Pictures in the data below are not part of the copy; transcribe everything else exactly.
start Data excerpt
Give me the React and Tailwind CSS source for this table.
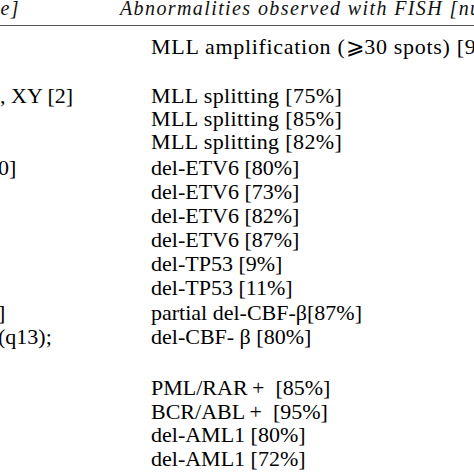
export default function App() {
  const rows = [
    { l: ", XY [2]", lm: "ml-0", r: "MLL splitting [75%]", t: "tracking-[0.4px]", h: "h-[23px]" },
    { l: "", r: "MLL splitting [85%]", t: "tracking-[0.4px]", h: "h-[23px]" },
    { l: "", r: "MLL splitting [82%]", t: "tracking-[0.4px]", h: "h-[26px]" },
    { l: "10]", lm: "ml-[-13px]", r: "del-ETV6 [80%]", h: "h-[24px]" },
    { l: "", r: "del-ETV6 [73%]", h: "h-[24px]" },
    { l: "", r: "del-ETV6 [82%]", h: "h-[24px]" },
    { l: "", r: "del-ETV6 [87%]", h: "h-[24px]" },
    { l: "", r: "del-TP53 [9%]", h: "h-[24px]" },
    { l: "", r: "del-TP53 [11%]", h: "h-[25px]" },
    { l: "]", lm: "ml-[-2px]", r: "partial del-CBF-β[87%]", h: "h-[24px]" },
    { l: "(q13);", lm: "ml-[-2px]", r: "del-CBF-\u00a0β [80%]", h: "h-[51px]" },
    { l: "", r: "PML/RAR\u2009+\u00a0 [85%]", h: "h-[24px]" },
    { l: "", r: "BCR/ABL\u2009+\u00a0 [95%]", h: "h-[23px]" },
    { l: "", r: "del-AML1 [80%]", h: "h-[24px]" },
    { l: "", r: "del-AML1 [72%]", h: "h-[24px]" },
  ];
  return (
    <div className="w-[474px] h-[474px] overflow-hidden bg-white text-black font-['Liberation_Serif','DejaVu_Serif',serif]">
      <div className="h-[26px] border-b-[1.5px] border-[#555] flex whitespace-nowrap italic text-[20px] leading-[20px] tracking-[1.4px] text-[#111]">
        <div className="w-[120px] shrink-0 overflow-hidden">
          <span className="block ml-[-11px] mt-[-2px]">ge]</span>
        </div>
        <div className="mt-[-2px]">Abnormalities observed with FISH [nuclei %]</div>
      </div>
      <div className="flex flex-col text-[22px] leading-[24px] whitespace-nowrap">
        <div className="flex h-[58px] pt-[9px]">
          <div className="w-[151px] shrink-0" />
          <div className="tracking-[0.7px]">MLL amplification (⩾30 spots) [90%]</div>
        </div>
        {rows.map((row, i) => (
          <div key={i} className={`flex ${row.h}`}>
            <div className="w-[151px] shrink-0 overflow-hidden">
              {row.l ? <span className={`block ${row.lm}`}>{row.l}</span> : null}
            </div>
            <div className={row.t || ""}>{row.r}</div>
          </div>
        ))}
      </div>
    </div>
  );
}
end Data excerpt
> **The output**
Give me the React and Tailwind CSS source for this table.
export default function App() {
  const rows = [
    { l: ", XY [2]", lm: "ml-0", r: "MLL splitting [75%]", t: "tracking-[0.4px]", h: "h-[23px]" },
    { l: "", r: "MLL splitting [85%]", t: "tracking-[0.4px]", h: "h-[23px]" },
    { l: "", r: "MLL splitting [82%]", t: "tracking-[0.4px]", h: "h-[26px]" },
    { l: "10]", lm: "ml-[-13px]", r: "del-ETV6 [80%]", h: "h-[24px]" },
    { l: "", r: "del-ETV6 [73%]", h: "h-[24px]" },
    { l: "", r: "del-ETV6 [82%]", h: "h-[24px]" },
    { l: "", r: "del-ETV6 [87%]", h: "h-[24px]" },
    { l: "", r: "del-TP53 [9%]", h: "h-[24px]" },
    { l: "", r: "del-TP53 [11%]", h: "h-[25px]" },
    { l: "]", lm: "ml-[-2px]", r: "partial del-CBF-β[87%]", h: "h-[24px]" },
    { l: "(q13);", lm: "ml-[-2px]", r: "del-CBF-\u00a0β [80%]", h: "h-[51px]" },
    { l: "", r: "PML/RAR\u2009+\u00a0 [85%]", h: "h-[24px]" },
    { l: "", r: "BCR/ABL\u2009+\u00a0 [95%]", h: "h-[23px]" },
    { l: "", r: "del-AML1 [80%]", h: "h-[24px]" },
    { l: "", r: "del-AML1 [72%]", h: "h-[24px]" },
  ];
  return (
    <div className="w-[474px] h-[474px] overflow-hidden bg-white text-black font-['Liberation_Serif','DejaVu_Serif',serif]">
      <div className="h-[26px] border-b-[1.5px] border-[#555] flex whitespace-nowrap italic text-[20px] leading-[20px] tracking-[1.4px] text-[#111]">
        <div className="w-[120px] shrink-0 overflow-hidden">
          <span className="block ml-[-11px] mt-[-2px]">ge]</span>
        </div>
        <div className="mt-[-2px]">Abnormalities observed with FISH [nuclei %]</div>
      </div>
      <div className="flex flex-col text-[22px] leading-[24px] whitespace-nowrap">
        <div className="flex h-[58px] pt-[9px]">
          <div className="w-[151px] shrink-0" />
          <div className="tracking-[0.7px]">MLL amplification (⩾30 spots) [90%]</div>
        </div>
        {rows.map((row, i) => (
          <div key={i} className={`flex ${row.h}`}>
            <div className="w-[151px] shrink-0 overflow-hidden">
              {row.l ? <span className={`block ${row.lm}`}>{row.l}</span> : null}
            </div>
            <div className={row.t || ""}>{row.r}</div>
          </div>
        ))}
      </div>
    </div>
  );
}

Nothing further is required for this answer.